YOUR GOAL
List each line holding the string "TypeScript".

[Records from a data collection]

※ ※ ※

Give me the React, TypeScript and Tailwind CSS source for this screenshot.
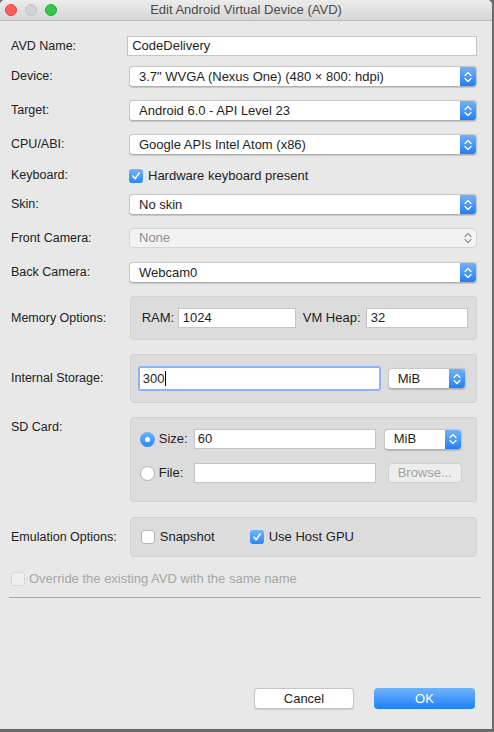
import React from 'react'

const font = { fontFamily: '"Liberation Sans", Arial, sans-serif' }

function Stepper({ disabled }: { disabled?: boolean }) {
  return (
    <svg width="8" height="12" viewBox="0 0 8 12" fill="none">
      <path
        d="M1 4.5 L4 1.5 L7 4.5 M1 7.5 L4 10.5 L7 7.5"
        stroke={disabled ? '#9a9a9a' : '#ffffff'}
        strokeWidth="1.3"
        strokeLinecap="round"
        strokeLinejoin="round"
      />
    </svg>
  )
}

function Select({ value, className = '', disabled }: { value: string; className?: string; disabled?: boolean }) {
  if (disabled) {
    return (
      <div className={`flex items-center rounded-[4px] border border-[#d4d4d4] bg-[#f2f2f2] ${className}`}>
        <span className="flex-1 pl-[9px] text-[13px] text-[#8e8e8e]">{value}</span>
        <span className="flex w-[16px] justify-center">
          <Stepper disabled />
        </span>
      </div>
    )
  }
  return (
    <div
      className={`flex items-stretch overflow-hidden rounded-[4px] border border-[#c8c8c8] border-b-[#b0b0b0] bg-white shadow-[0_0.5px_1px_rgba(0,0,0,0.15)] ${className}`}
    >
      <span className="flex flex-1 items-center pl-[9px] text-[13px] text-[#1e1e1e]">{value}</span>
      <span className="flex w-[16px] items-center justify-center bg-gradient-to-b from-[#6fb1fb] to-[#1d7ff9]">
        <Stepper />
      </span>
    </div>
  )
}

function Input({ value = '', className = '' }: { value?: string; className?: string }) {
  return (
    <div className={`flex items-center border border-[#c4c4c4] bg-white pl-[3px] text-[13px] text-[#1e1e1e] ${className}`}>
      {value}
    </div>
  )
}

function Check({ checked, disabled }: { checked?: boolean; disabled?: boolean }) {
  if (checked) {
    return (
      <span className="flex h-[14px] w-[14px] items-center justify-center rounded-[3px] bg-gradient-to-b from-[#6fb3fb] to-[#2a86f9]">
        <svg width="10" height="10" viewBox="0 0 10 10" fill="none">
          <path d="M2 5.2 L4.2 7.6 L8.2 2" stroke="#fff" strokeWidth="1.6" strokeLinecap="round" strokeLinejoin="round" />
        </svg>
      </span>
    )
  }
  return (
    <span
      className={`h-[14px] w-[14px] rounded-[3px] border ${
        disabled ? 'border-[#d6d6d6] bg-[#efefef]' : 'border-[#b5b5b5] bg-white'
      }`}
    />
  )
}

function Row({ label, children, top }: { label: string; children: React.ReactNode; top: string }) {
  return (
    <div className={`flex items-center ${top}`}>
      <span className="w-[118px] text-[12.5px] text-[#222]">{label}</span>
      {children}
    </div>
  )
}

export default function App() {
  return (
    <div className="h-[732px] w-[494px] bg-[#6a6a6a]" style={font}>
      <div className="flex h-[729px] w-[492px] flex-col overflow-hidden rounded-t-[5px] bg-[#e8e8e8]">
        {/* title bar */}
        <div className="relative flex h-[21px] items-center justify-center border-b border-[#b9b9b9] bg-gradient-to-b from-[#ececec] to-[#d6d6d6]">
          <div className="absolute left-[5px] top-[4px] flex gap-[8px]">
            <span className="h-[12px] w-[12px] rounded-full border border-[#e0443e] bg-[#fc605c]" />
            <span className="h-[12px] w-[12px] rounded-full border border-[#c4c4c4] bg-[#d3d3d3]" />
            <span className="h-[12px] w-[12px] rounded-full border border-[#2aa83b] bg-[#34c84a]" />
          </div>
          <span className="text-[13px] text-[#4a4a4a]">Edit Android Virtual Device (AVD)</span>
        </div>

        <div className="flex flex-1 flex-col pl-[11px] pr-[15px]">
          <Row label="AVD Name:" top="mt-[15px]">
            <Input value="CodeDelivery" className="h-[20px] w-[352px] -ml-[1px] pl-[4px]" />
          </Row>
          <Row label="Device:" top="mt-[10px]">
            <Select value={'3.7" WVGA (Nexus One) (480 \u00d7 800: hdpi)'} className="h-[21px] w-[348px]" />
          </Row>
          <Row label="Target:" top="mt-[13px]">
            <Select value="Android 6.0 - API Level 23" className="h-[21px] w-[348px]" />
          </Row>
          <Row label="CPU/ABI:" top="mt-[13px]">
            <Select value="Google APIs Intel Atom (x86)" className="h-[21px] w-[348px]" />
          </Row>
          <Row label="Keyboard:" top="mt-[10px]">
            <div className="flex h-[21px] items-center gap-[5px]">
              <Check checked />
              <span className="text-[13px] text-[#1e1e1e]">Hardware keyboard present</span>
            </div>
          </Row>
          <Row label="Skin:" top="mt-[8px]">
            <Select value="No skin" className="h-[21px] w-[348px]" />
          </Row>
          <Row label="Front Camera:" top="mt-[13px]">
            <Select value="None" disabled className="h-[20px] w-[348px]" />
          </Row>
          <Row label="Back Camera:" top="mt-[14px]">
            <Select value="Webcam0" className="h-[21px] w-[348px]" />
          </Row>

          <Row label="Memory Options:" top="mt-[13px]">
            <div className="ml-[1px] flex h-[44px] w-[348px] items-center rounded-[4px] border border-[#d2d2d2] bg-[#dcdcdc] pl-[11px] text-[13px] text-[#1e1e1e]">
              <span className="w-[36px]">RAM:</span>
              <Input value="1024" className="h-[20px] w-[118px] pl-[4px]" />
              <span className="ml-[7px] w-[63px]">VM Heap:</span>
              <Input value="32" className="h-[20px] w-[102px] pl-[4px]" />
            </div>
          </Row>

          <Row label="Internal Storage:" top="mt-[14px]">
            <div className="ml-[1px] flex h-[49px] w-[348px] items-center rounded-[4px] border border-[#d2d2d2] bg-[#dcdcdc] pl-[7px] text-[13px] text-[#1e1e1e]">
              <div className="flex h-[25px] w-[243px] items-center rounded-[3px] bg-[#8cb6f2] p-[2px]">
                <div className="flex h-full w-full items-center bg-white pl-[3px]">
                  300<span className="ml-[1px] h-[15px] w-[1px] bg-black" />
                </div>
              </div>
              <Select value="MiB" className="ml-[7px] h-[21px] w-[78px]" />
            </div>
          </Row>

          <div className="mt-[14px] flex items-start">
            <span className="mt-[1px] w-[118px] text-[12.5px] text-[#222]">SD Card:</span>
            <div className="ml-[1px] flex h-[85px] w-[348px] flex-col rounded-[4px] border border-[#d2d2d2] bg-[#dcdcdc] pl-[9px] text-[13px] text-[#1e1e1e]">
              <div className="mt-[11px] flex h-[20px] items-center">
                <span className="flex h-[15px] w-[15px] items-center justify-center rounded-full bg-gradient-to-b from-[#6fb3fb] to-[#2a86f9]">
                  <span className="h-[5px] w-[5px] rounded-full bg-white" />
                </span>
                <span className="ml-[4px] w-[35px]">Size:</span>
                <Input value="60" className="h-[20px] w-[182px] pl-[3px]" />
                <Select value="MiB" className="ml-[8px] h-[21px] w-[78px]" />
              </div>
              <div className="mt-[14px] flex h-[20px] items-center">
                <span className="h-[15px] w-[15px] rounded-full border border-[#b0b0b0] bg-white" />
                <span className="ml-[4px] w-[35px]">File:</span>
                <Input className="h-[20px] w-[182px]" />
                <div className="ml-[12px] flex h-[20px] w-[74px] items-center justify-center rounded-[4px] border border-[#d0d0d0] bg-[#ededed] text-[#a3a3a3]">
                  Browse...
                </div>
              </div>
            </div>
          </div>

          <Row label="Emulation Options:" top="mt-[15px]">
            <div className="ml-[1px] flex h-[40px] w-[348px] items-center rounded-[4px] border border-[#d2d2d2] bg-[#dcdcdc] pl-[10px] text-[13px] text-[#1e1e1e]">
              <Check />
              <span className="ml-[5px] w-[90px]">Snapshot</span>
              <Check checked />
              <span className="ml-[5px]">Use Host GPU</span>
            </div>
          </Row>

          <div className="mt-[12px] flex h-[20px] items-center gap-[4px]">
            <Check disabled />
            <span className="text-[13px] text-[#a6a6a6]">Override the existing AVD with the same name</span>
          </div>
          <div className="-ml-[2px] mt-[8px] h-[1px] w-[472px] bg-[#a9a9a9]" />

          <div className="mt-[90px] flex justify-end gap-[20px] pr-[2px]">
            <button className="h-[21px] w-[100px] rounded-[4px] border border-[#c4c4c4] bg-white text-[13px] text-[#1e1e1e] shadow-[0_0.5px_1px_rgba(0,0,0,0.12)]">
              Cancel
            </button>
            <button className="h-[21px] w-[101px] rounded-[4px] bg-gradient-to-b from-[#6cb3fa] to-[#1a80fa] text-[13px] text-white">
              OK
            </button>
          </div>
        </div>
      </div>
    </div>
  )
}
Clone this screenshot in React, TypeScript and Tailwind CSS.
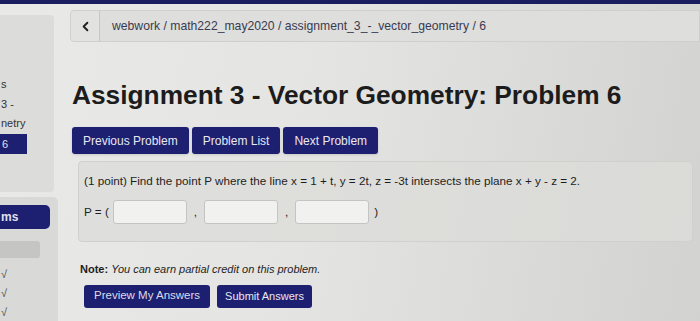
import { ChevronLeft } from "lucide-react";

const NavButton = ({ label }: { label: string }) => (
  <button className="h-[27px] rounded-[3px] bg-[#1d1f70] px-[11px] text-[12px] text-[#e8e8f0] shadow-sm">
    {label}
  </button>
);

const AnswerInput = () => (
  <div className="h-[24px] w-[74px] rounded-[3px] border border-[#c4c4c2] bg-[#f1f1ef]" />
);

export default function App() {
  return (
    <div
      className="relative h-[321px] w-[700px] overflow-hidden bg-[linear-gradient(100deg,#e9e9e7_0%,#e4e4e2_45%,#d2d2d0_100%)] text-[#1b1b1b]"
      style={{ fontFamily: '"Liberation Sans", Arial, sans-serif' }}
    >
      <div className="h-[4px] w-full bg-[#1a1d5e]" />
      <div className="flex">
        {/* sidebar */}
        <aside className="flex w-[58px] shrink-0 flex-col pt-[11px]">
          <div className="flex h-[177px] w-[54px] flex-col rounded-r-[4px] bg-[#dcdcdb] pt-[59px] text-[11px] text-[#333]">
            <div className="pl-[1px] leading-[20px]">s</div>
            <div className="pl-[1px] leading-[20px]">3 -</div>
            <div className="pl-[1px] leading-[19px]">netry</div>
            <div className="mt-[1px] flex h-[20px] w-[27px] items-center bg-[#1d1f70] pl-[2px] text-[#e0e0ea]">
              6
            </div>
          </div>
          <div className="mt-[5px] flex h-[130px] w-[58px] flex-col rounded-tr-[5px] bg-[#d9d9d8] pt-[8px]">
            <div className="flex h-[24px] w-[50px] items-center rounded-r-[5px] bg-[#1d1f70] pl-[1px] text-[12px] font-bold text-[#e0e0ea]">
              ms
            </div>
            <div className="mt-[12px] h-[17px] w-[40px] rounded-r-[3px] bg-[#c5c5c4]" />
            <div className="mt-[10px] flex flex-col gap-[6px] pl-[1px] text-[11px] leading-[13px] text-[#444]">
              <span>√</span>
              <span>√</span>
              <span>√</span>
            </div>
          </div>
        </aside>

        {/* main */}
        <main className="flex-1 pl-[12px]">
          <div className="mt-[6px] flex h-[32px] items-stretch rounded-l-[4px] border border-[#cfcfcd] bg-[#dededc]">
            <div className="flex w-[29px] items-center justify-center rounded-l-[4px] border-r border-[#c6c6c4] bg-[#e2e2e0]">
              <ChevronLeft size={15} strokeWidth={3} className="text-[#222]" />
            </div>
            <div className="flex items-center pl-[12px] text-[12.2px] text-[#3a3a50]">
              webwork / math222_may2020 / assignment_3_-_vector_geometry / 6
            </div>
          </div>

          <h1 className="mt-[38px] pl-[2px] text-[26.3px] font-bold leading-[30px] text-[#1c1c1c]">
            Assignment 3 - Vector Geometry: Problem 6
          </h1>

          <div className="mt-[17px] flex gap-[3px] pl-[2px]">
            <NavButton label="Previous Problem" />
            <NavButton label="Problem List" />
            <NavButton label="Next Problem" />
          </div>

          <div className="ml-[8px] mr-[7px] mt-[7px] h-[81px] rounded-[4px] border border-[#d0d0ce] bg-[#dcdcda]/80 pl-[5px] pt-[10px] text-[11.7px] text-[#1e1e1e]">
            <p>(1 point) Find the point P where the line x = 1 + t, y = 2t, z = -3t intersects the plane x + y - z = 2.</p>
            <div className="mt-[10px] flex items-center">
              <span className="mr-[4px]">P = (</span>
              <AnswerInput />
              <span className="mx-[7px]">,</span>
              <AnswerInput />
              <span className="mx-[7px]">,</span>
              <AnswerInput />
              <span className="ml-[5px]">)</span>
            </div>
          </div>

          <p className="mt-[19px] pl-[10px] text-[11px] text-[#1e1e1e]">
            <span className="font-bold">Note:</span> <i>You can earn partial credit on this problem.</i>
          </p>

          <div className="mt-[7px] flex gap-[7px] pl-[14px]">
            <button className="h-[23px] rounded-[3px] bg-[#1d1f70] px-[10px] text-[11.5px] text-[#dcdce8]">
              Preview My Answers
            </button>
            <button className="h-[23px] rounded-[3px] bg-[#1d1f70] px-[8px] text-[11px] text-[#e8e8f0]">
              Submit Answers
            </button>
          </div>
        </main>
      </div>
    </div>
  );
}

※ ※ ※

FINAL RESULT
Give me the React, TypeScript and Tailwind CSS source for this screenshot.
Clone this screenshot in React, TypeScript and Tailwind CSS.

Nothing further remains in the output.